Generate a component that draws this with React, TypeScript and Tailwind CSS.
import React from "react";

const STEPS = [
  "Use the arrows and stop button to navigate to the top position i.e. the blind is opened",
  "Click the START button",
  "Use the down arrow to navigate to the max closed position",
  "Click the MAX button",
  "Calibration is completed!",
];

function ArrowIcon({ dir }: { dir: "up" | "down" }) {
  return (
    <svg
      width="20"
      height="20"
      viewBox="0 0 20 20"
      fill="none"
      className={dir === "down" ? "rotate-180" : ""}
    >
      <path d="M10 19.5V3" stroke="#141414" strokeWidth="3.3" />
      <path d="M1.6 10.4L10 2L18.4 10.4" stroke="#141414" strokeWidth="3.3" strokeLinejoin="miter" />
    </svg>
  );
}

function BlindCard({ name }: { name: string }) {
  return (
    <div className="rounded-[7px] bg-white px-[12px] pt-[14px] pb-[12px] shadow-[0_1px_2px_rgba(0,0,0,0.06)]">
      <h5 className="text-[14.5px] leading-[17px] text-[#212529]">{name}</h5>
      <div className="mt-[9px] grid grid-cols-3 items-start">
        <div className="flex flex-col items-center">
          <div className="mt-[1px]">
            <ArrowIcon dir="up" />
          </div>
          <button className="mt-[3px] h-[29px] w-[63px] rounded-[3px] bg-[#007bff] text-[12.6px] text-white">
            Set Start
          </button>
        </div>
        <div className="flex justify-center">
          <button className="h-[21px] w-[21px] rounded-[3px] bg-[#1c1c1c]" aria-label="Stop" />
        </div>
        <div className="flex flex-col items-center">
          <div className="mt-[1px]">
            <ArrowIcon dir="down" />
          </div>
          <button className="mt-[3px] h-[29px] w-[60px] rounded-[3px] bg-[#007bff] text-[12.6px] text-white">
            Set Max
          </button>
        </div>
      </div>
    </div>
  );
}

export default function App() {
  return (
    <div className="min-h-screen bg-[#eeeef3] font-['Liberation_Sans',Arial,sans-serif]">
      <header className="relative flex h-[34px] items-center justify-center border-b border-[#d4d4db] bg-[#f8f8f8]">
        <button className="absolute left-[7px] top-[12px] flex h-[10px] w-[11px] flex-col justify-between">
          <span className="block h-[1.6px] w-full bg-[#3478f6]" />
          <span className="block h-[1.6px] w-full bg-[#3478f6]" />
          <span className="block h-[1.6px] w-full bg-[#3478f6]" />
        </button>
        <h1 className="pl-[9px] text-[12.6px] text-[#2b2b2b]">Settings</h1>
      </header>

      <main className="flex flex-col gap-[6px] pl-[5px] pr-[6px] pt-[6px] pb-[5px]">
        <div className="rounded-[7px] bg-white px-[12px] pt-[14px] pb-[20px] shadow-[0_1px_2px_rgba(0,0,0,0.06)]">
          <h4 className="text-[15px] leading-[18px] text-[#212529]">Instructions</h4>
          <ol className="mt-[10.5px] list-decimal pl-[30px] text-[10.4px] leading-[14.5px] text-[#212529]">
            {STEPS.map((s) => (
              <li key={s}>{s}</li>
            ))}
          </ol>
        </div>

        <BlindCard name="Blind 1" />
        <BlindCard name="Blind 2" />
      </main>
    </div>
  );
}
·····
Reproduce the listing in full. Keep it exactly as written.

▶ [The output]
Generate a component that draws this with React, TypeScript and Tailwind CSS.
import React from "react";

const STEPS = [
  "Use the arrows and stop button to navigate to the top position i.e. the blind is opened",
  "Click the START button",
  "Use the down arrow to navigate to the max closed position",
  "Click the MAX button",
  "Calibration is completed!",
];

function ArrowIcon({ dir }: { dir: "up" | "down" }) {
  return (
    <svg
      width="20"
      height="20"
      viewBox="0 0 20 20"
      fill="none"
      className={dir === "down" ? "rotate-180" : ""}
    >
      <path d="M10 19.5V3" stroke="#141414" strokeWidth="3.3" />
      <path d="M1.6 10.4L10 2L18.4 10.4" stroke="#141414" strokeWidth="3.3" strokeLinejoin="miter" />
    </svg>
  );
}

function BlindCard({ name }: { name: string }) {
  return (
    <div className="rounded-[7px] bg-white px-[12px] pt-[14px] pb-[12px] shadow-[0_1px_2px_rgba(0,0,0,0.06)]">
      <h5 className="text-[14.5px] leading-[17px] text-[#212529]">{name}</h5>
      <div className="mt-[9px] grid grid-cols-3 items-start">
        <div className="flex flex-col items-center">
          <div className="mt-[1px]">
            <ArrowIcon dir="up" />
          </div>
          <button className="mt-[3px] h-[29px] w-[63px] rounded-[3px] bg-[#007bff] text-[12.6px] text-white">
            Set Start
          </button>
        </div>
        <div className="flex justify-center">
          <button className="h-[21px] w-[21px] rounded-[3px] bg-[#1c1c1c]" aria-label="Stop" />
        </div>
        <div className="flex flex-col items-center">
          <div className="mt-[1px]">
            <ArrowIcon dir="down" />
          </div>
          <button className="mt-[3px] h-[29px] w-[60px] rounded-[3px] bg-[#007bff] text-[12.6px] text-white">
            Set Max
          </button>
        </div>
      </div>
    </div>
  );
}

export default function App() {
  return (
    <div className="min-h-screen bg-[#eeeef3] font-['Liberation_Sans',Arial,sans-serif]">
      <header className="relative flex h-[34px] items-center justify-center border-b border-[#d4d4db] bg-[#f8f8f8]">
        <button className="absolute left-[7px] top-[12px] flex h-[10px] w-[11px] flex-col justify-between">
          <span className="block h-[1.6px] w-full bg-[#3478f6]" />
          <span className="block h-[1.6px] w-full bg-[#3478f6]" />
          <span className="block h-[1.6px] w-full bg-[#3478f6]" />
        </button>
        <h1 className="pl-[9px] text-[12.6px] text-[#2b2b2b]">Settings</h1>
      </header>

      <main className="flex flex-col gap-[6px] pl-[5px] pr-[6px] pt-[6px] pb-[5px]">
        <div className="rounded-[7px] bg-white px-[12px] pt-[14px] pb-[20px] shadow-[0_1px_2px_rgba(0,0,0,0.06)]">
          <h4 className="text-[15px] leading-[18px] text-[#212529]">Instructions</h4>
          <ol className="mt-[10.5px] list-decimal pl-[30px] text-[10.4px] leading-[14.5px] text-[#212529]">
            {STEPS.map((s) => (
              <li key={s}>{s}</li>
            ))}
          </ol>
        </div>

        <BlindCard name="Blind 1" />
        <BlindCard name="Blind 2" />
      </main>
    </div>
  );
}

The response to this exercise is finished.